Allies trust that the United States is the guarantor of free communication and commerce and they want reassurance their old America will still be there. In contrast, opportunistic predators — such as rogue oil-rich regimes — sniff new openings.

We've seen the connection between American economic crisis and world upheaval before. In the 1930s, the United States and its democratic allies, in the midst of financial collapse, disarmed and largely withdrew from foreign affairs. That allowed totalitarian regimes in Germany, Italy, Japan and Russia to swallow their neighbors and replace the rule of law with that of the jungle. World War II followed.

During the stagflation and economic malaise of the Jimmy Carter years, the Russians invaded Afghanistan, the Iranians stormed our embassy in Tehran, communists sought to spread influence in Central America and a holocaust raged in Cambodia.

It was no surprise that Iranian President Mahmoud Ahmadinejad again last week called for the elimination of Israel. He's done that before. But rarely has he felt brazen enough to blame world financial problems on Jews in general rather than on just Israelis. And he spouted his Hitlerian hatred in front of the U.N, General Assembly.

Flush with petrodollar cash, a cocky Iran thinks our government will be so sidetracked borrowing money for Wall Street that disheartened taxpayers won't care to stop Tehran from going nuclear.

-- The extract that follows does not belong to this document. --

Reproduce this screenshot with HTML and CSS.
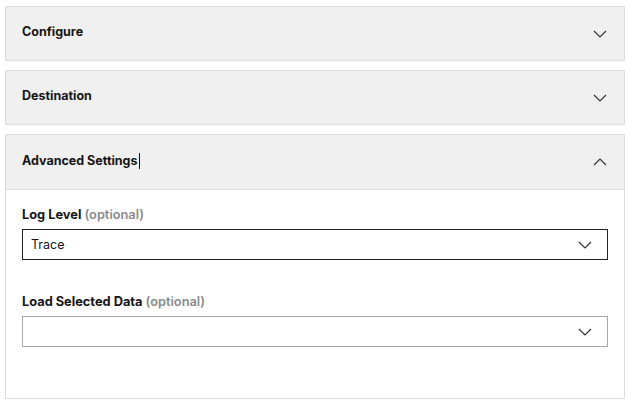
FILE: index.html
```html
<!DOCTYPE html>
<html>
<head>
<meta charset="utf-8">
<link rel="stylesheet" href="styles.css">
</head>
<body>
<div class="stack">
  <section class="panel">
    <div class="panel-head">
      <span class="title">Configure</span>
      <svg class="chev" width="14" height="8" viewBox="0 0 14 8"><path d="M1 1l6 6 6-6" fill="none" stroke="#333" stroke-width="1.2"/></svg>
    </div>
  </section>
  <section class="panel">
    <div class="panel-head">
      <span class="title">Destination</span>
      <svg class="chev" width="14" height="8" viewBox="0 0 14 8"><path d="M1 1l6 6 6-6" fill="none" stroke="#333" stroke-width="1.2"/></svg>
    </div>
  </section>
  <section class="panel open">
    <div class="panel-head">
      <span class="title">Advanced Settings<span class="caret"></span></span>
      <svg class="chev" width="14" height="8" viewBox="0 0 14 8"><path d="M1 7l6-6 6 6" fill="none" stroke="#333" stroke-width="1.2"/></svg>
    </div>
    <div class="panel-body">
      <div class="field">
        <label class="label">Log Level <span class="opt">(optional)</span></label>
        <div class="select dark">
          <span class="value">Trace</span>
          <svg class="chev" width="14" height="8" viewBox="0 0 14 8"><path d="M1 1l6 6 6-6" fill="none" stroke="#333" stroke-width="1.2"/></svg>
        </div>
      </div>
      <div class="field">
        <label class="label">Load Selected Data <span class="opt">(optional)</span></label>
        <div class="select">
          <span class="value"></span>
          <svg class="chev" width="14" height="8" viewBox="0 0 14 8"><path d="M1 1l6 6 6-6" fill="none" stroke="#333" stroke-width="1.2"/></svg>
        </div>
      </div>
    </div>
  </section>
</div>
</body>
</html>
```
FILE: styles.css
```css
html, body {
  margin: 0;
  padding: 0;
  background: #ffffff;
}
body {
  font-family: "Inter", "Liberation Sans", sans-serif;
  color: #151515;
}
.stack {
  display: flex;
  flex-direction: column;
  gap: 9px;
  width: 620px;
  margin: 6px 0 0 5px;
}
.panel {
  border: 1px solid #dcdcdc;
  background: #ffffff;
}
.panel-head {
  height: 53px;
  background: #f0f0f0;
  display: flex;
  align-items: center;
  justify-content: space-between;
  padding: 0 17px 0 16px;
  box-sizing: border-box;
}
.panel-head .title {
  font-weight: 700;
  font-size: 12.5px;
  line-height: 18px;
  margin-top: -3px;
  display: flex;
  align-items: center;
}
.panel.open .panel-head {
  border-bottom: 1px solid #dcdcdc;
  height: 55px;
}
.panel.open .panel-head .title {
  margin-top: -2px;
}
.caret {
  display: inline-block;
  width: 1px;
  height: 16px;
  background: #111;
  margin-left: 1px;
}
.chev {
  display: block;
}
.panel-body {
  padding: 16px 16px 51px 16px;
  display: flex;
  flex-direction: column;
  gap: 33px;
}
.field {
  display: flex;
  flex-direction: column;
  gap: 5px;
}
.label {
  font-size: 12.8px;
  font-weight: 700;
  line-height: 18px;
}
.opt {
  color: #8a8a8a;
  font-weight: 600;
}
.select {
  height: 31px;
  box-sizing: border-box;
  border: 1px solid #a8a8a8;
  display: flex;
  align-items: center;
  justify-content: space-between;
  padding: 0 15px 0 8px;
  font-size: 12.5px;
}
.select.dark {
  border-color: #222;
}
.value {
  color: #151515;
}
```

At about the same time, a Russian flotilla was off Venezuela to announce new cooperation with anti-American Hugo Chavez and his fellow Latin American communists. The move was a poke in the eye at the Monroe Doctrine and a warning that the oil-rich Russians will support dictatorships in our hemisphere as much as we encourage democratic Georgia and Ukraine in theirs.

The lunatics running North Korea smelled blood and announced they were reversing course and reprocessing fuel rods to restart the nuclear weapons program.

Meanwhile, some shell-shocked American bankers looked to our "friend" China, which holds billions in American government securities, for emergency loans. But the Chinese — basking in their successful hosting of the Olympics, their first foray into outer space, and a massive rearmament — showed no interest in sending cash.

During this Wall Street arrhythmia, Islamic suicide bombers attacked the American embassy in Yemen and the Marriott Hotel in Islamabad, Pakistan. Suspected Islamic terrorists were caught boarding a Dutch airliner in Germany. And suicide bombers were busy again in Afghanistan and Iraq.

The natural order of the world is chaos. For over a half-century the United States alone restrained nuclear bullies, kept the sea lanes free from outlaws and corralled rogue nations. America could provide that deterrence because we produced a fourth of the world's goods and services, and became the richest country in history.

But the bill for years of massive borrowing for oil, for imported consumer goods and for speculation has finally come due.

Should that heart of American financial power in New York falter — or even appear to falter — then eventually the sinews of the American military will likewise slacken. And then things could get ugly — real fast.